If David Cameron uses the word 'prole', take three drinks.

If Nick Clegg looks frustrated and petulant, take a drink.
...if he sighs, take a drink.
...if he makes a sensible suggestion which is sneered at, take a drink.
...if he suddenly lapses into a heavy Dutch accent and starts mumbling random Russian words ("isvestya, vodka, pravda, sputnik") take half the bottle.
...if he smokes a joint, turns up wearing a Nazi armband, incinerates a cactus on stage, or requests that he's given his appearance fee cash in hand, phone Paul Dacre.

If Gordon Brown shakes his head robotically like a pheasant dislodging something from its throat, take a drink.

...if David Cameron makes this very comparison, take two drinks.
...if David Cameron makes this very comparison, then calls for his ghillie to shoot the blighter, take three drinks.

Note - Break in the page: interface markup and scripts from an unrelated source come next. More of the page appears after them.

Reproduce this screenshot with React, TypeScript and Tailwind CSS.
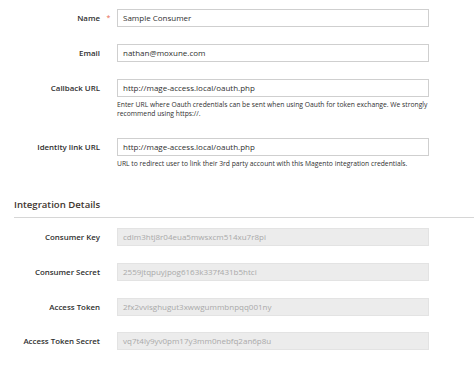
import React from "react";

const font = { fontFamily: '"Open Sans", "Noto Sans", sans-serif' };

function Row({
  label,
  value,
  required,
  help,
  disabled,
  className,
}: {
  label: string;
  value: string;
  required?: boolean;
  help?: React.ReactNode;
  disabled?: boolean;
  className?: string;
}) {
  return (
    <div className={"flex items-start " + (className ?? "")}>
      <div className="w-[100px] shrink-0 text-right text-[7.9px] font-semibold leading-[18px] text-[#303030]">
        {label}
      </div>
      <div className="w-[17px] shrink-0 text-center text-[7px] leading-[18px] text-[#e8674f]">
        {required ? "*" : ""}
      </div>
      <div className="w-[312px] shrink-0">
        {disabled ? (
          <div className="h-[18px] border border-[#e3e3e3] bg-[#ececec] px-[5px] text-[8px] leading-[16px] text-[#a9a9a9]">
            {value}
          </div>
        ) : (
          <div className="h-[18px] border border-[#cfcfcf] bg-white px-[5px] text-[8px] leading-[16px] text-[#303030]">
            {value}
          </div>
        )}
        {help ? (
          <div className="mt-[3px] text-[6.75px] leading-[9px] text-[#303030]">{help}</div>
        ) : null}
      </div>
    </div>
  );
}

export default function App() {
  return (
    <div className="h-[369px] w-[474px] overflow-hidden bg-white pt-[9px]" style={font}>
      <Row label="Name" value="Sample Consumer" required />
      <Row label="Email" value="nathan@moxune.com" className="mt-[17px]" />
      <Row
        label="Callback URL"
        value="http://mage-access.local/oauth.php"
        className="mt-[17px]"
        help={
          <>
            Enter URL where Oauth credentials can be sent when using Oauth for token exchange. We strongly
            <br />
            recommend using https://.
          </>
        }
      />
      <Row
        label="Identity link URL"
        value="http://mage-access.local/oauth.php"
        className="mt-[20px]"
        help="URL to redirect user to link their 3rd party account with this Magento integration credentials."
      />
      <div className="ml-[14px] mt-[30px] border-b border-[#d6d6d6] pb-[5px]">
        <div className="text-[9.6px] font-semibold leading-[14px] text-[#41362f]">Integration Details</div>
      </div>
      <Row label="Consumer Key" value="cdlm3htj8r04eua5mwsxcm514xu7r8pi" disabled className="mt-[10px]" />
      <Row label="Consumer Secret" value="2559jtqpuyjpog6163k337f431b5htci" disabled className="mt-[17px]" />
      <Row label="Access Token" value="2fx2vvisghugut3xwwgummbnpqq001ny" disabled className="mt-[17px]" />
      <Row label="Access Token Secret" value="vq7t4ly9yv0pm17y3mm0nebfq2an6p8u" disabled className="mt-[16px]" />
    </div>
  );
}
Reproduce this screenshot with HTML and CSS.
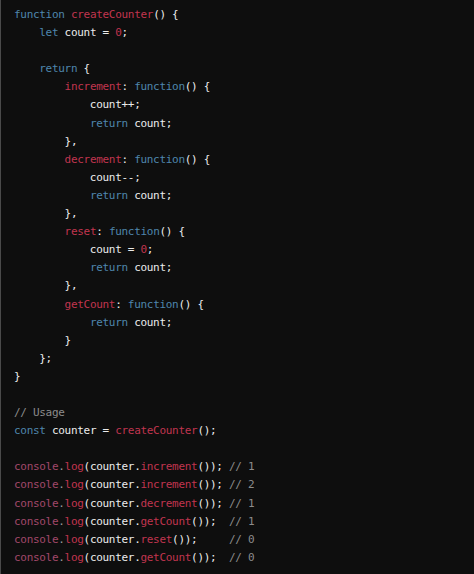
FILE: index.html
```html
<!DOCTYPE html>
<html lang="en">
<head>
<meta charset="utf-8">
<title>createCounter</title>
<link rel="stylesheet" href="styles.css">
</head>
<body>
<main class="frame">
<pre class="code"><code><span class="kw">function</span> <span class="fn">createCounter</span>() {
    <span class="kw">let</span> count = <span class="num">0</span>;

    <span class="kw">return</span> {
        <span class="fn">increment</span>: <span class="kw">function</span>() {
            count++;
            <span class="kw">return</span> count;
        },
        <span class="fn">decrement</span>: <span class="kw">function</span>() {
            count--;
            <span class="kw">return</span> count;
        },
        <span class="fn">reset</span>: <span class="kw">function</span>() {
            count = <span class="num">0</span>;
            <span class="kw">return</span> count;
        },
        <span class="fn">getCount</span>: <span class="kw">function</span>() {
            <span class="kw">return</span> count;
        }
    };
}

<span class="cm">// Usage</span>
<span class="kw">const</span> counter = <span class="fn">createCounter</span>();

<span class="obj">console</span><span class="dot">.</span><span class="fn">log</span>(counter.<span class="fn">increment</span>()); <span class="cm">// 1</span>
<span class="obj">console</span><span class="dot">.</span><span class="fn">log</span>(counter.<span class="fn">increment</span>()); <span class="cm">// 2</span>
<span class="obj">console</span><span class="dot">.</span><span class="fn">log</span>(counter.<span class="fn">decrement</span>()); <span class="cm">// 1</span>
<span class="obj">console</span><span class="dot">.</span><span class="fn">log</span>(counter.<span class="fn">getCount</span>());  <span class="cm">// 1</span>
<span class="obj">console</span><span class="dot">.</span><span class="fn">log</span>(counter.<span class="fn">reset</span>());     <span class="cm">// 0</span>
<span class="obj">console</span><span class="dot">.</span><span class="fn">log</span>(counter.<span class="fn">getCount</span>());  <span class="cm">// 0</span></code></pre>
</main>
</body>
</html>
```

FILE: styles.css
```css
html, body {
  margin: 0;
  padding: 0;
  background: #0e0e0e;
}

.frame {
  box-sizing: border-box;
  width: 474px;
  height: 574px;
  background: #0e0e0e;
  border-left: 1px solid #4a4a4a;
  padding: 6px 0 0 13px;
  overflow: hidden;
}

.code {
  margin: 0;
  font-family: "DejaVu Sans Mono", "Liberation Mono", monospace;
  font-size: 11px;
  letter-spacing: -0.3px;
  line-height: 18.1px;
  color: #ececec;
}

.kw { color: #4f86ad; }
.fn { color: #c1354f; }
.num { color: #c1354f; }
.obj { color: #a2486a; }
.dot { color: #9a9a9a; }
.cm { color: #8c8c8c; }
```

...if Gordon Brown grins creepily, don't take a drink. You'll be paralytic by the second question

If you want to live dangerously, drink every time Gordon Brown's jaw comes loose. The rest of your night will resemble 'Withnail and I'.

If any of them displays a sudden look of horror and exclaims: "What am I doing with my life?! Government and power are nothing but illusions, masking the real cause of suffering which comes from within! I have decided to pursue a life of simplicity and implore you both to join me," check that you aren't drinking absinthe, or something else powerfully hallucinogenic.